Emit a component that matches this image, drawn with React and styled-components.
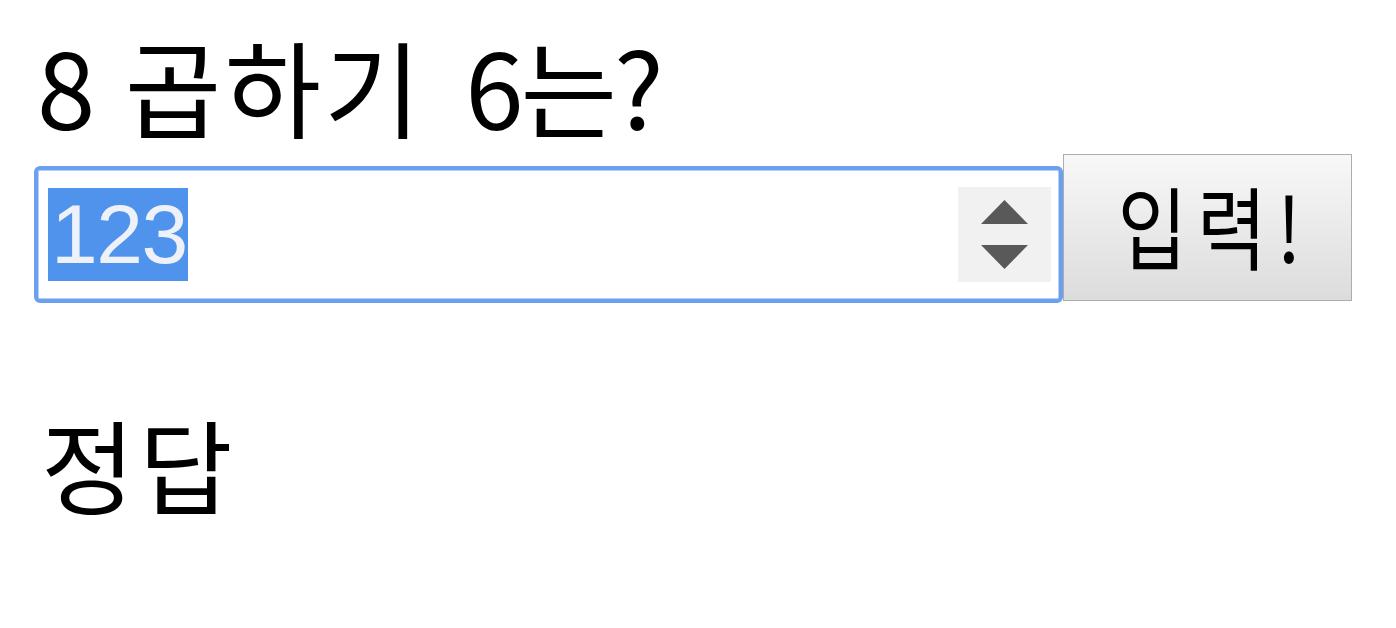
import React from 'react';
import styled, { createGlobalStyle } from 'styled-components';

const Global = createGlobalStyle`
  html, body { margin: 0; padding: 0; background: #fff; }
  body {
    font-family: "Noto Sans CJK KR", "Noto Sans", sans-serif;
    color: #000;
    overflow: hidden;
  }
`;

const Page = styled.div`
  width: 1396px;
  height: 628px;
  box-sizing: border-box;
  padding-left: 34px;
  display: flex;
  flex-direction: column;
`;

const Heading = styled.h1`
  margin: ${(p) => p.$margin};
  font-size: ${(p) => p.$size}px;
  font-weight: 400;
  line-height: 1;
  height: ${(p) => p.$size}px;
  letter-spacing: ${(p) => p.$spacing};
  white-space: nowrap;
`;

const Word = styled.span`
  margin-left: ${(p) => p.$shift || '0px'};
  letter-spacing: ${(p) => p.$spacing || 'inherit'};
`;

const Squeeze = styled.span`
  display: inline-block;
  transform: scaleX(${(p) => p.$x});
  transform-origin: center;
  letter-spacing: ${(p) => p.$spacing};
`;

const Row = styled.form`
  margin-top: 17px;
  display: flex;
  align-items: flex-end;
  height: 148px;
`;

const Field = styled.div`
  box-sizing: border-box;
  width: 1029px;
  height: 137px;
  margin-bottom: -1px;
  border: 4px solid #6aa0ee;
  box-shadow: inset 0 0 0 1px #b4cff5;
  border-radius: 6px;
  background: #fff;
  display: flex;
  align-items: center;
  padding: 0 8px 0 10px;
`;

const Selected = styled.span`
  display: inline-block;
  height: 93px;
  line-height: 93px;
  background: #4f93ec;
  color: #eef2f8;
  font-family: "Liberation Sans", Arial, sans-serif;
  font-size: 84px;
  letter-spacing: -1.5px;
  padding: 0 1px 0 3px;
`;

const Spacer = styled.div`
  flex: 1;
`;

const Spinner = styled.div`
  width: 93px;
  height: 95px;
  background: #f1f1f1;
  display: flex;
  flex-direction: column;
  align-items: center;
  justify-content: center;
  gap: 21px;
`;

const Arrow = styled.svg`
  display: block;
  width: 47px;
  height: 24px;
`;

const Button = styled.button`
  box-sizing: border-box;
  width: 289px;
  height: 147px;
  margin: 0 0 1px;
  border: 1px solid #adadad;
  border-radius: 0;
  background: linear-gradient(#f8f8f8, #dcdcdc);
  padding: 0 0 8px 14px;
  font-family: "Noto Sans CJK KR", "Noto Sans", sans-serif;
  font-size: 90px;
  line-height: 1;
  color: #000;
  display: flex;
  align-items: center;
  justify-content: center;
`;

export default function App() {
  return (
    <>
      <Global />
      <Page>
        <Heading $size={105} $margin="32px 0 0 3px" $spacing="3px">
          8 곱하기 <Word $shift="15px" $spacing="-3px">6는?</Word>
        </Heading>
        <Row onSubmit={(e) => e.preventDefault()}>
          <Field>
            <Selected>123</Selected>
            <Spacer />
            <Spinner>
              <Arrow viewBox="0 0 47 24">
                <polygon points="23.5,0 47,24 0,24" fill="#595959" />
              </Arrow>
              <Arrow viewBox="0 0 47 24">
                <polygon points="0,0 47,0 23.5,24" fill="#595959" />
              </Arrow>
            </Spinner>
          </Field>
          <Button type="submit">
            <Squeeze $x={0.84} $spacing="12px">입력!</Squeeze>
          </Button>
        </Row>
        <Heading as="h2" $size={102} $margin="110px 0 0 7px" $spacing="4px">
          정답
        </Heading>
      </Page>
    </>
  );
}
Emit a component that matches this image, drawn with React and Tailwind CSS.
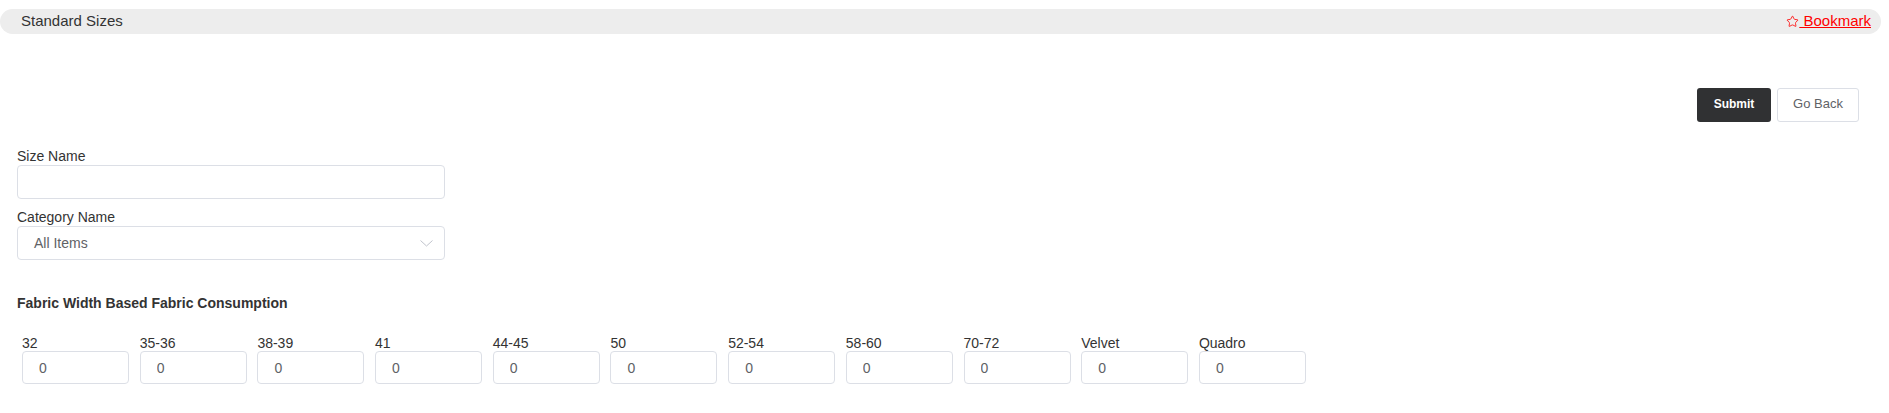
import { Star } from "lucide-react";

const widths = ["32", "35-36", "38-39", "41", "44-45", "50", "52-54", "58-60", "70-72", "Velvet", "Quadro"];

const FieldLabel = ({ children, className = "" }) => (
  <label className={`block text-[14px] leading-[17px] text-[#333] ${className}`}>{children}</label>
);

export default function App() {
  return (
    <div className="min-h-[413px] w-full bg-white pt-[9px] font-['Liberation_Sans',Arial,sans-serif]">
      {/* page title bar */}
      <div className="mr-[8px] flex h-[25px] items-center justify-between rounded-full bg-[#ededed] pl-[21px] pr-[10px]">
        <span className="text-[15px] text-[#333]">Standard Sizes</span>
        <a href="#" className="flex items-center text-[15px] text-[#ff0000] underline">
          <Star size={13} strokeWidth={1.5} />
          <span className="whitespace-pre"> Bookmark</span>
        </a>
      </div>

      {/* actions */}
      <div className="mt-[54px] flex justify-end gap-[6px] pr-[30px]">
        <button className="h-[34px] w-[74px] rounded-[3px] bg-[#303133] pb-[2px] text-[12px] font-bold text-white">
          Submit
        </button>
        <button className="h-[34px] w-[82px] rounded-[3px] border border-[#dcdfe6] bg-white pb-[2px] text-[13px] text-[#606266]">
          Go Back
        </button>
      </div>

      <div className="pl-[17px]">
        <FieldLabel className="mt-[26px]">Size Name</FieldLabel>
        <input
          className="block h-[34px] w-[428px] rounded-[4px] border border-[#dcdfe6] bg-white px-[16px] text-[14px] text-[#606266] outline-none"
        />

        <FieldLabel className="mt-[10px]">Category Name</FieldLabel>
        <div className="flex h-[34px] w-[428px] items-center justify-between rounded-[4px] border border-[#dcdfe6] bg-white pl-[16px] pr-[11px]">
          <span className="text-[14px] text-[#606266]">All Items</span>
          <svg width="13" height="7" viewBox="0 0 13 7" fill="none" stroke="#c0c4cc" strokeWidth="1">
            <path d="M0.5 0.5 L6.5 6 L12.5 0.5" />
          </svg>
        </div>

        <h3 className="mt-[35px] text-[14px] font-bold leading-[17px] text-[#333]">
          Fabric Width Based Fabric Consumption
        </h3>

        <div className="mt-[24px] flex gap-[10.7px] pl-[5px]">
          {widths.map((w) => (
            <div key={w} className="w-[107px]">
              <label className="block text-[14px] leading-[15px] text-[#333]">{w}</label>
              <input
                defaultValue="0"
                className="block h-[33px] w-[107px] rounded-[4px] border border-[#dcdfe6] bg-white pl-[16px] text-[14px] text-[#606266] outline-none"
              />
            </div>
          ))}
        </div>
      </div>
    </div>
  );
}
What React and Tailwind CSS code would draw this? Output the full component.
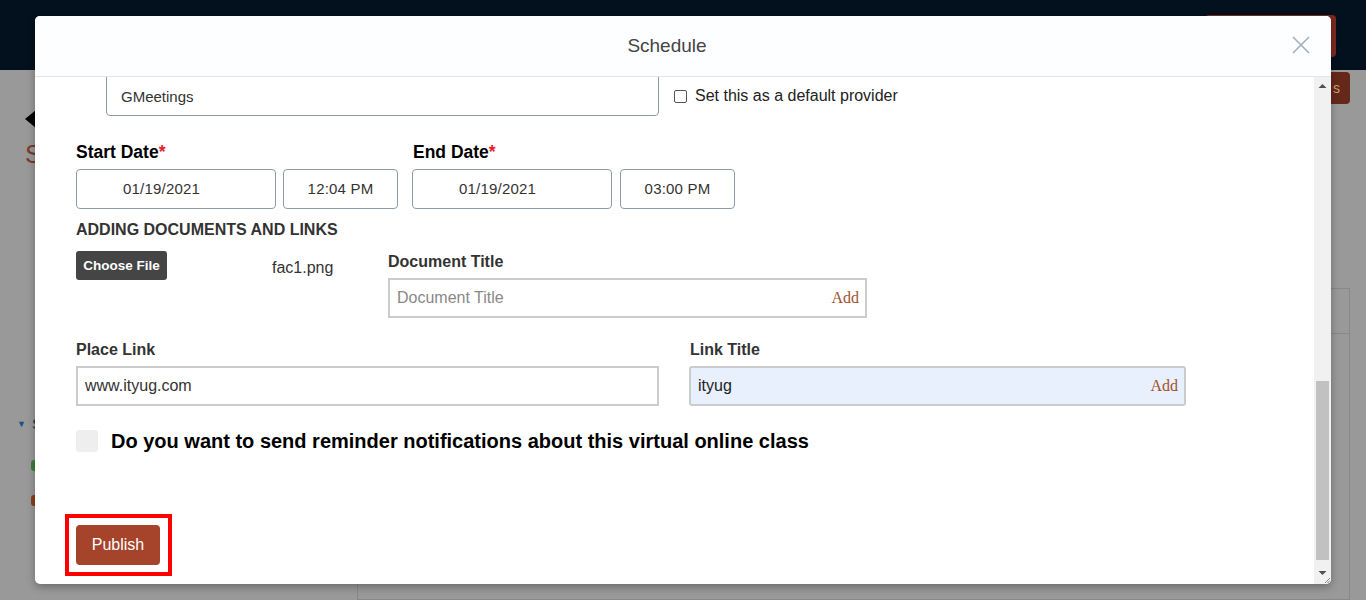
import React from 'react';

const FONT = { fontFamily: '"Liberation Sans", Arial, sans-serif' };

function DateBox({ value, width, centered }) {
  return (
    <div
      className={`flex h-[40px] ${width} items-center rounded-[4px] border border-[#8d9cab] pt-[1px] text-[15px] tracking-[0.2px] text-[#333] ${
        centered ? 'justify-center' : 'pl-[46px]'
      }`}
    >
      {value}
    </div>
  );
}

function Label({ children, required }) {
  return (
    <div className="pt-[1px] text-[17.5px] font-bold leading-[20px] text-black">
      {children}
      {required && <span className="text-[#e3222b]">*</span>}
    </div>
  );
}

function AddInput({ placeholder, value, width, filled }) {
  return (
    <div
      className={`flex h-[40px] ${width} items-center justify-between border-2 border-[#cccccc] pl-[7px] pr-[6px] text-[16px] ${
        filled ? 'rounded-[3px] bg-[#e8f0fe] text-[#222]' : 'bg-white text-[#888]'
      }`}
    >
      <span>{value || placeholder}</span>
      <span className="text-[16px] text-[#a0522d]" style={{ fontFamily: '"Liberation Serif", "Times New Roman", serif' }}>
        Add
      </span>
    </div>
  );
}

function Scrollbar() {
  return (
    <div className="flex w-[17px] shrink-0 flex-col items-center bg-[#f1f1f1]">
      <svg width="9" height="6" viewBox="0 0 9 6" className="mt-[6px]">
        <path d="M0.5 5 L4.5 1 L8.5 5 Z" fill="#505050" />
      </svg>
      <div className="mt-[292px] h-[179px] w-[13px] bg-[#c1c1c1]" />
      <svg width="9" height="6" viewBox="0 0 9 6" className="mt-[10px]">
        <path d="M0.5 1 L4.5 5 L8.5 1 Z" fill="#505050" />
      </svg>
      <svg width="6" height="6" viewBox="0 0 6 6" className="ml-[9px] mt-[1px]">
        <path d="M1 6 L6 1 M3.5 6 L6 3.5" stroke="#8a8a8a" strokeWidth="1" />
      </svg>
    </div>
  );
}

function ScheduleModal() {
  return (
    <div className="absolute left-[35px] top-[16px] flex h-[568px] w-[1296px] flex-col overflow-hidden rounded-[5px] bg-white shadow-[0_3px_9px_rgba(0,0,0,0.3)]">
      <div className="relative flex h-[61px] shrink-0 items-center justify-center border-b border-[#e5e5e5] bg-[#fdfeff] pr-[32px]">
        <div className="text-[19px] text-[#444]">Schedule</div>
        <svg width="18" height="18" viewBox="0 0 18 18" className="absolute right-[21px] top-[20px]">
          <path d="M1 1 L17 17 M17 1 L1 17" stroke="#9eb0bd" strokeWidth="1.6" />
        </svg>
      </div>

      <div className="flex min-h-0 flex-1">
        <div className="flex flex-1 flex-col overflow-hidden pl-[41px]">
          <div className="-mt-[4px] flex items-center">
            <div className="ml-[30px] flex h-[43px] w-[553px] items-center rounded-[4px] border border-[#8d9cab] pl-[14px] pt-[5px] text-[15px] text-[#333]">
              GMeetings
            </div>
            <label className="ml-[15px] flex items-center gap-[8px] pt-[3px] text-[16px] text-[#222]">
              <span className="h-[13px] w-[13px] rounded-[2px] border border-[#555]" />
              Set this as a default provider
            </label>
          </div>

          <div className="mt-[25px] flex">
            <div className="w-[336px]">
              <Label required>Start Date</Label>
              <div className="mt-[7px] flex gap-[7px]">
                <DateBox value="01/19/2021" width="w-[200px]" />
                <DateBox value="12:04 PM" width="w-[115px]" centered />
              </div>
            </div>
            <div>
              <div className="pl-[1px]">
                <Label required>End Date</Label>
              </div>
              <div className="mt-[7px] flex gap-[8px]">
                <DateBox value="01/19/2021" width="w-[200px]" />
                <DateBox value="03:00 PM" width="w-[115px]" centered />
              </div>
            </div>
          </div>

          <div className="mt-[11px] pt-[1px] text-[16px] font-bold leading-[18px] text-[#333]">ADDING DOCUMENTS AND LINKS</div>

          <div className="mt-[12px] flex">
            <div className="flex w-[312px] items-start">
              <button className="h-[29px] w-[91px] rounded-[3px] bg-[#454545] pt-[1px] text-[13.5px] font-bold text-white">Choose File</button>
              <span className="ml-[105px] mt-[5px] text-[16px] text-[#333]">fac1.png</span>
            </div>
            <div className="pt-[2px]">
              <div className="text-[16px] font-bold leading-[18px] text-[#333]">Document Title</div>
              <div className="mt-[7px]">
                <AddInput placeholder="Document Title" width="w-[479px]" />
              </div>
            </div>
          </div>

          <div className="mt-[22px] flex gap-[30px]">
            <div>
              <div className="pt-[1px] text-[16px] font-bold leading-[18px] text-[#333]">Place Link</div>
              <div className="mt-[7px] flex h-[40px] w-[583px] items-center border-2 border-[#cccccc] pl-[7px] text-[16px] text-[#333]">
                www.ityug.com
              </div>
            </div>
            <div>
              <div className="pl-[1px] pt-[1px] text-[16px] font-bold leading-[18px] text-[#333]">Link Title</div>
              <div className="mt-[7px]">
                <AddInput value="ityug" width="w-[497px]" filled />
              </div>
            </div>
          </div>

          <div className="mt-[24px] flex items-center gap-[13px]">
            <span className="h-[22px] w-[22px] shrink-0 rounded-[3px] bg-[#eeeeee]" />
            <span className="text-[20px] font-bold leading-[22px] text-black">
              Do you want to send reminder notifications about this virtual online class
            </span>
          </div>

          <div className="-ml-[11px] mt-[62px] self-start border-4 border-[#ff0000] py-[7px] pl-[7px] pr-[8px]">
            <button className="h-[40px] w-[84px] rounded-[4px] bg-[#a5432b] text-[16px] text-white">Publish</button>
          </div>
        </div>
        <Scrollbar />
      </div>
    </div>
  );
}

export default function App() {
  return (
    <div className="relative h-[600px] w-[1366px] overflow-hidden bg-[#999999]" style={FONT}>
      <header className="flex h-[70px] items-start justify-end bg-[#02111d] pr-[30px] pt-[15px]">
        <div className="h-[42px] w-[131px] rounded-[4px] bg-[#7d2920]" />
      </header>

      <div className="flex h-[530px]">
        <aside className="flex w-[357px] shrink-0 flex-col pl-[17px]">
          <svg width="12" height="18" viewBox="0 0 12 18" className="ml-[8px] mt-[40px]">
            <path d="M11 0 L0 9 L11 18 Z" fill="#000" />
          </svg>
          <div className="ml-[8px] mt-[12px] text-[26px] leading-[28px] text-[#7a3a2c]">S</div>
          <div className="mt-[245px] flex items-center gap-[6px] text-[15px] text-[#1d3557]">
            <span className="text-[9px] text-[#1d4f86]">▼</span>
            <span>S</span>
          </div>
          <span className="ml-[14px] mt-[24px] h-[11px] w-[14px] rounded-[3px] bg-[#3f7d3a]" />
          <span className="ml-[14px] mt-[24px] h-[11px] w-[14px] rounded-[3px] bg-[#8c3d1c]" />
        </aside>

        <main className="flex flex-1 flex-col pr-[16px]">
          <div className="mt-[2px] flex justify-end">
            <div className="flex h-[32px] w-[60px] items-center justify-end rounded-[4px] bg-[#66281a] pr-[10px] text-[14px] text-[#c7a46a]">
              s
            </div>
          </div>
          <div className="mt-[184px] flex-1 border border-[#888]">
            <div className="h-[45px] border-b border-[#888]" />
          </div>
        </main>
      </div>

      <ScheduleModal />
    </div>
  );
}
+ + +
TASK DETAILS. The required answer is a single number: the count of lines in the entries that hold the string "matches".

OUTPUT BELOW. 2